Sunday, 5 August 2007

A Humble Priest - Part 2

A few weeks ago I posted about the late Fr Sir Hugh Barrett-Lennard, 6th Bt, of the London Oratory. Well, the Daily Telegraph published a memorable obituary of him yesterday. I've taken the liberty of including some 'highlights' here, but it's really worth reading in full. I think St Philip Neri would definitely approve!

Pursuing a busy and eclectic apostolate in Knightsbridge, he was a dedicated parish visitor, so unconcerned about his appearance that he sometimes wore odd shoes; thus attired he would knock firmly on the doors of rich and poor alike. He visited the Household Cavalry, and served as a chaplain to both the local St Thomas More school and the St Christopher cycling club, though his cassock occasionally became tangled in a bicycle wheel and had to be cut free.

For a time (until his absentmindedness with keys led to concerns about security) he acted as an unofficial chaplain at Wormwood Scrubs prison, where his masses were said to be served by two prisoners known as Hammer and Sickle. He enjoyed recalling how he had once been served at Benediction by a thurifer who was a murderer and by two acolytes who had been convicted of causing grievous bodily harm.

In addition Barrett-Lennard gave devoted service as prefect of the lay organisation, the Brothers of the Little Oratory. He accompanied its youth club to the Isle of Eigg in the Inner Hebrides, where he was known as the "Pope of Eigg" and was in the habit of organising hunts for an imaginary haggis, which he encouraged with high-pitched shrieks like a peacock.

Noted for his piety, he was also admired for his unshockability and flexibility. He was once summoned to a room at the Oratory to find a woman who had removed all her clothes; Barrett-Lennard swathed her in a carpet. On another occasion, during the 1950s, a woman asked for confession outside church and he held up a tennis racket to serve as a grille, so that the separation of confessor and penitent was maintained.

As a retreat-giver at the Oratory prep school in Oxfordshire Barrett-Lennard made his mark by getting all the boys up for a midnight walk through the woods. He once arrived at the senior school soaking wet - he had fallen into a fishpond on leaving a Carmelite convent in Essex.

He had the title of extraordinary confessor, and his usual practice was to dump his bag on arrival at the school and immediately set off on a tour of the houses, where he received an enthusiastic welcome; and although he mostly heard confessions in his room he was prepared to do so behind a hedge. He remembered every boy, and if he ran into an Old Oratorian on the day of the St Philip's Day Mass at the London Oratory, he would remind him to attend.

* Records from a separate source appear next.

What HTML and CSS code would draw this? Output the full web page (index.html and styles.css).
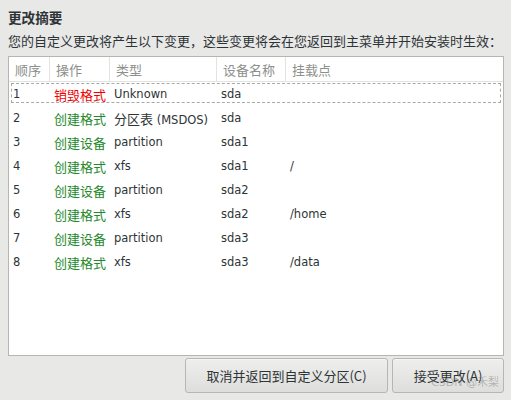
FILE: index.html
```html
<!DOCTYPE html>
<html lang="zh-CN">
<head>
<meta charset="utf-8">
<title>更改摘要</title>
<link rel="stylesheet" href="styles.css">
</head>
<body>
<div class="dialog">
  <h1 class="title">更改摘要</h1>
  <p class="subtitle">您的自定义更改将产生以下变更，这些变更将会在您返回到主菜单并开始安装时生效：</p>
  <div class="table">
    <div class="row head">
      <div class="cell">顺序</div>
      <div class="cell">操作</div>
      <div class="cell">类型</div>
      <div class="cell">设备名称</div>
      <div class="cell">挂载点</div>
    </div>
    <div class="row focus">
      <div class="cell">1</div>
      <div class="cell zh red">销毁格式</div>
      <div class="cell">Unknown</div>
      <div class="cell">sda</div>
      <div class="cell"></div>
    </div>
    <div class="row">
      <div class="cell">2</div>
      <div class="cell zh green">创建格式</div>
      <div class="cell"><span class="zh">分区表</span> (MSDOS)</div>
      <div class="cell">sda</div>
      <div class="cell"></div>
    </div>
    <div class="row">
      <div class="cell">3</div>
      <div class="cell zh green">创建设备</div>
      <div class="cell">partition</div>
      <div class="cell">sda1</div>
      <div class="cell"></div>
    </div>
    <div class="row">
      <div class="cell">4</div>
      <div class="cell zh green">创建格式</div>
      <div class="cell">xfs</div>
      <div class="cell">sda1</div>
      <div class="cell">/</div>
    </div>
    <div class="row">
      <div class="cell">5</div>
      <div class="cell zh green">创建设备</div>
      <div class="cell">partition</div>
      <div class="cell">sda2</div>
      <div class="cell"></div>
    </div>
    <div class="row">
      <div class="cell">6</div>
      <div class="cell zh green">创建格式</div>
      <div class="cell">xfs</div>
      <div class="cell">sda2</div>
      <div class="cell">/home</div>
    </div>
    <div class="row">
      <div class="cell">7</div>
      <div class="cell zh green">创建设备</div>
      <div class="cell">partition</div>
      <div class="cell">sda3</div>
      <div class="cell"></div>
    </div>
    <div class="row">
      <div class="cell">8</div>
      <div class="cell zh green">创建格式</div>
      <div class="cell">xfs</div>
      <div class="cell">sda3</div>
      <div class="cell">/data</div>
    </div>
  </div>
  <div class="buttons">
    <button class="btn btn-cancel">取消并返回到自定义分区(C)</button>
    <button class="btn btn-accept">接受更改(A)<span class="watermark">CSDN @禾梨</span></button>
  </div>
</div>
</body>
</html>
```
FILE: styles.css
```css
html, body {
  margin: 0;
  padding: 0;
  background: #e8e8e7;
}
body {
  width: 511px;
  height: 400px;
  overflow: hidden;
  font-family: "DejaVu Sans", "Noto Sans CJK SC", sans-serif;
  color: #2e3436;
}
.dialog {
  box-sizing: border-box;
  height: 400px;
  padding: 8px 7px 7px 8px;
  display: flex;
  flex-direction: column;
}
.title {
  margin: 0;
  font-family: "Noto Sans CJK SC", sans-serif;
  font-size: 13.6px;
  font-weight: bold;
  line-height: 18px;
  color: #2e3436;
}
.subtitle {
  margin: 6px 0 0 0;
  font-family: "Noto Sans CJK SC", sans-serif;
  font-size: 13px;
  line-height: 18px;
  color: #2e3436;
  white-space: nowrap;
}
.table {
  margin-top: 6px;
  height: 300px;
  box-sizing: border-box;
  border: 1px solid #b5b5b2;
  background: #ffffff;
}
.row {
  position: relative;
  display: grid;
  grid-template-columns: 41px 60px 107px 69px 1fr;
  height: 24px;
  align-items: center;
  font-size: 11.5px;
  color: #2e3436;
}
.row .cell {
  padding-left: 4px;
  white-space: nowrap;
}
.row.head {
  height: 24px;
  border-bottom: 1px solid #e3e3e2;
  align-items: stretch;
}
.row.head .cell {
  box-sizing: border-box;
  padding-left: 6px;
  display: flex;
  align-items: center;
  font-family: "Noto Sans CJK SC", sans-serif;
  font-size: 13px;
  color: #8d8f8c;
  border-right: 1px solid #e3e3e2;
}
.row.head .cell:last-child {
  border-right: none;
}
.zh {
  font-family: "Noto Sans CJK SC", sans-serif;
  font-size: 13px;
}
.red {
  color: #f00000;
}
.green {
  color: #23892a;
}
.row.focus::after {
  content: "";
  position: absolute;
  top: 1px;
  bottom: 3px;
  left: 2px;
  right: 2px;
  border: 1px dashed #a9a9a7;
  pointer-events: none;
}
.buttons {
  margin-top: 2px;
  display: flex;
  justify-content: flex-end;
  gap: 4px;
}
.btn {
  position: relative;
  box-sizing: border-box;
  height: 35px;
  border: 1px solid #b6b6b3;
  border-radius: 3px;
  background: linear-gradient(#eeeeed, #dededc);
  font-family: "Noto Sans CJK SC", sans-serif;
  font-size: 13px;
  color: #2e3436;
  padding: 0;
  box-shadow: inset 0 1px 0 #f6f6f5;
}
.btn-cancel {
  width: 203px;
}
.btn-accept {
  width: 112px;
}
.watermark {
  position: absolute;
  right: 4px;
  bottom: 3px;
  font-family: "DejaVu Sans", "Noto Sans CJK SC", sans-serif;
  font-size: 11px;
  color: rgba(120, 120, 120, 0.45);
  white-space: nowrap;
}
```
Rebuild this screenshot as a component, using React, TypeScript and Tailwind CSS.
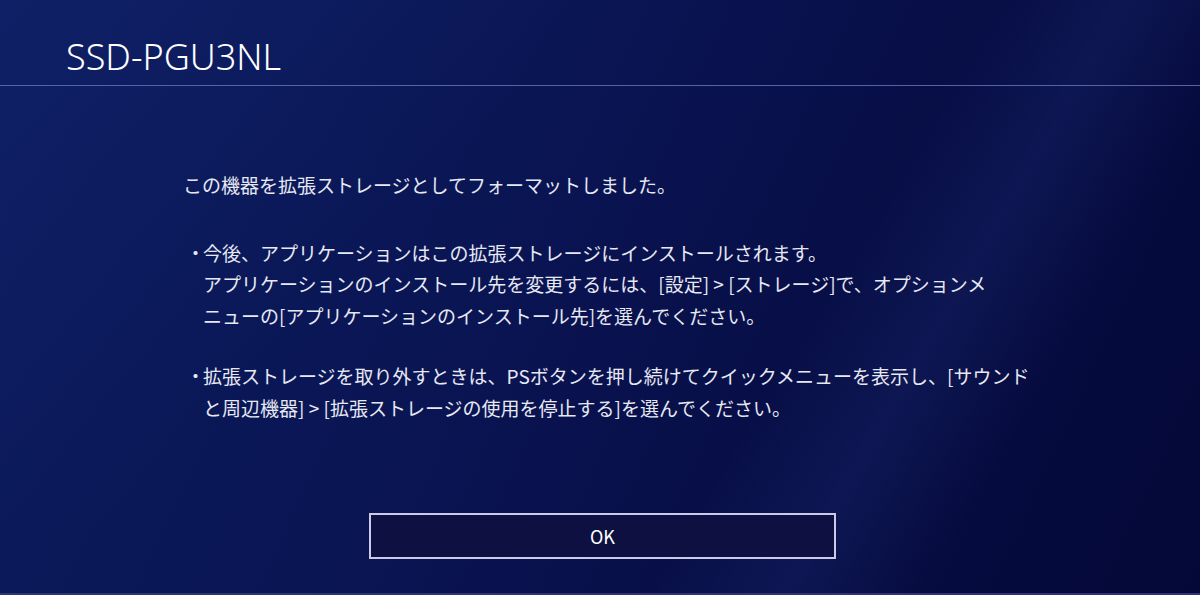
const jp = { fontFamily: '"Noto Sans CJK JP", "Noto Sans", sans-serif' };

function Bullet({ lines }: { lines: string[] }) {
  return (
    <div className="flex">
      <span className="w-[20px] shrink-0 pl-[3px]">・</span>
      <div>
        {lines.map((l, i) => (
          <div key={i} className="whitespace-nowrap">{l}</div>
        ))}
      </div>
    </div>
  );
}

export default function App() {
  return (
    <div
      className="relative h-[595px] w-[1200px] overflow-hidden bg-[linear-gradient(115deg,#0b1a5c_0%,#0a1858_25%,#0a1452_45%,#070d44_70%,#040838_100%)] text-[#e6e8f2]"
      style={jp}
    >
      {/* soft diagonal light bands */}
      <div className="pointer-events-none absolute inset-0 bg-[linear-gradient(120deg,transparent_0%,transparent_64%,rgba(40,60,140,0.22)_73%,transparent_82%)]" />
      <div className="pointer-events-none absolute inset-0 bg-[linear-gradient(135deg,rgba(30,50,130,0.25)_0%,transparent_35%)]" />

      <div className="relative flex h-full flex-col">
        <header className="flex h-[85px] items-end pb-[10px] pl-[66px]">
          <h1
            className="text-[36px] font-light leading-none text-white"
            style={{ fontFamily: '"Noto Sans", "Open Sans", sans-serif' }}
          >
            SSD-PGU3NL
          </h1>
        </header>
        <div className="h-px w-full bg-[#5663a4]" />

        <main className="flex-1 pl-[183px] pt-[83px] text-[19px] leading-[31.5px]">
          <p className="whitespace-nowrap">この機器を拡張ストレージとしてフォーマットしました。</p>

          <div className="mt-[36px]">
            <Bullet
              lines={[
                '今後、アプリケーションはこの拡張ストレージにインストールされます。',
                'アプリケーションのインストール先を変更するには、[設定] > [ストレージ]で、オプションメ',
                'ニューの[アプリケーションのインストール先]を選んでください。',
              ]}
            />
          </div>

          <div className="mt-[29px]">
            <Bullet
              lines={[
                '拡張ストレージを取り外すときは、PSボタンを押し続けてクイックメニューを表示し、[サウンド',
                'と周辺機器] > [拡張ストレージの使用を停止する]を選んでください。',
              ]}
            />
          </div>
        </main>

        <div className="flex justify-start pb-[34px] pl-[369px]">
          <button className="flex h-[46px] w-[467px] items-center justify-center border-2 border-[#c9cce8] bg-[#0d1040] text-[18px] font-normal text-white">
            OK
          </button>
        </div>
        <div className="h-[2px] w-full bg-[#2c3474]" />
      </div>
    </div>
  );
}
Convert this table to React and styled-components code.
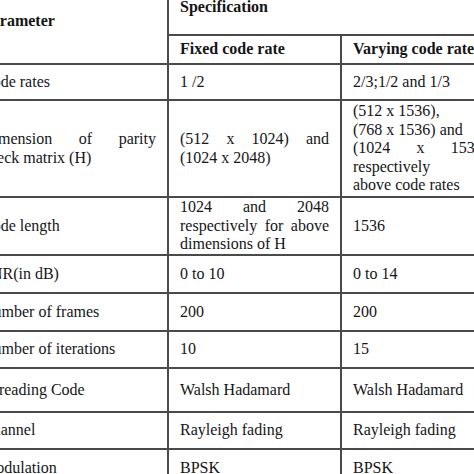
import React from 'react';
import styled, { createGlobalStyle } from 'styled-components';

const Global = createGlobalStyle`
  html, body { margin: 0; padding: 0; background: #fff; }
  body { font-family: "Liberation Serif", "Times New Roman", serif; }
`;

const Frame = styled.div`
  width: 474px;
  height: 474px;
  overflow: hidden;
  background: #fff;
`;

const Table = styled.table`
  margin: -22px 0 0 -31px;
  width: 530px;
  border-collapse: collapse;
  table-layout: fixed;
  font-size: 16px;
  line-height: 18.6px;
  color: #151515;
`;

const Row = styled.tr`
  height: ${(p) => p.$h}px;
`;

const Cell = styled.td`
  border: 2px solid #4a4a4a;
  padding: 0 11px;
  vertical-align: middle;
  text-align: left;
`;

const Head = styled(Cell).attrs({ as: 'th' })`
  font-weight: 700;
`;

const Line = styled.span`
  display: block;
  text-align: ${(p) => (p.$spread ? 'justify' : 'left')};
  text-align-last: ${(p) => (p.$spread ? 'justify' : 'left')};
  white-space: ${(p) => (p.$spread ? 'normal' : 'nowrap')};
`;

const rows = [
  { h: 36, a: ['Code rates'], b: ['1 /2'], c: ['2/3;1/2 and 1/3'] },
  {
    h: 97,
    a: [['Dimension of parity', true], 'check matrix (H)'],
    b: [['(512 x 1024) and', true], '(1024 x 2048)'],
    c: ['(512 x 1536),', '(768 x 1536) and', ['(1024 x 1536)', true], 'respectively', 'above code rates'],
  },
  {
    h: 58,
    a: ['Code length'],
    b: [['1024 and 2048', true], ['respectively for above', true], 'dimensions of H'],
    c: ['1536'],
  },
  { h: 38, a: ['SNR(in dB)'], b: ['0 to 10'], c: ['0 to 14'] },
  { h: 38, a: ['Number of frames'], b: ['200'], c: ['200'] },
  { h: 37, a: ['Number of iterations'], b: ['10'], c: ['15'] },
  { h: 44, a: ['Spreading Code'], b: ['Walsh Hadamard'], c: ['Walsh Hadamard'] },
  { h: 37, a: ['Channel'], b: ['Rayleigh fading'], c: ['Rayleigh fading'] },
  { h: 38, a: ['Modulation'], b: ['BPSK'], c: ['BPSK'] },
];

const Lines = ({ items }) =>
  items.map((it, i) => {
    const [text, spread] = Array.isArray(it) ? it : [it, false];
    return (
      <Line key={i} $spread={spread}>
        {text}
      </Line>
    );
  });

export default function App() {
  return (
    <>
      <Global />
      <Frame>
        <Table>
          <colgroup>
            <col style={{ width: 198 }} />
            <col style={{ width: 173 }} />
            <col style={{ width: 159 }} />
          </colgroup>
          <thead>
            <Row $h={56}>
              <Head rowSpan={2}>Parameter</Head>
              <Head colSpan={2}>Specification</Head>
            </Row>
            <Row $h={29}>
              <Head>Fixed code rate</Head>
              <Head>Varying code rate</Head>
            </Row>
          </thead>
          <tbody>
            {rows.map((r, i) => (
              <Row key={i} $h={r.h}>
                <Cell>
                  <Lines items={r.a} />
                </Cell>
                <Cell>
                  <Lines items={r.b} />
                </Cell>
                <Cell>
                  <Lines items={r.c} />
                </Cell>
              </Row>
            ))}
          </tbody>
        </Table>
      </Frame>
    </>
  );
}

Among Father Hugh's annual rituals was a Christmas party, known as "The Happening", which would include poetry readings, sketches by Girl Guides, a demonstration of hand-walking by a fellow Oratorian priest and some vigorous hymn singing. Every December 27 he led a party to Herstmonceux church, Sussex, where he celebrated Mass at the Dacre chapel and visited his parents' graves before retreating to the local pub.



Blogger Joyful Catholic said...

What a delightful post and remembrance of the holy man of God. Bless you, Father. I have been overwhelmed with a surge of love for priests and seminarians and the toll on your lives. I recently went to dinner with a priest who's a dear friend in another state and he had to 'vent' a bit over dinner and a couple of beers. I was astounded at what he's had to deal with being a priest in a smaller town, with the gamut of emotions and complaints and the life and death issues he faced in just one afternoon. More than I'll ever face in a year!

I will pray for you. Thank you for answering the call of God,and your love for the Church and our Lord. I've been praying to Fr. Kevin Fete who passed on to glory in heaven last July 23 2006. He's a mighty prayer partner, so remember him and ask his intercession.


11:56 am  
Blogger Fr Nicholas said...

Thanks for your prayers. Priests certainly need them. But I always have great admiration for married couples and parents - their vocation is just as challenging, if not more so.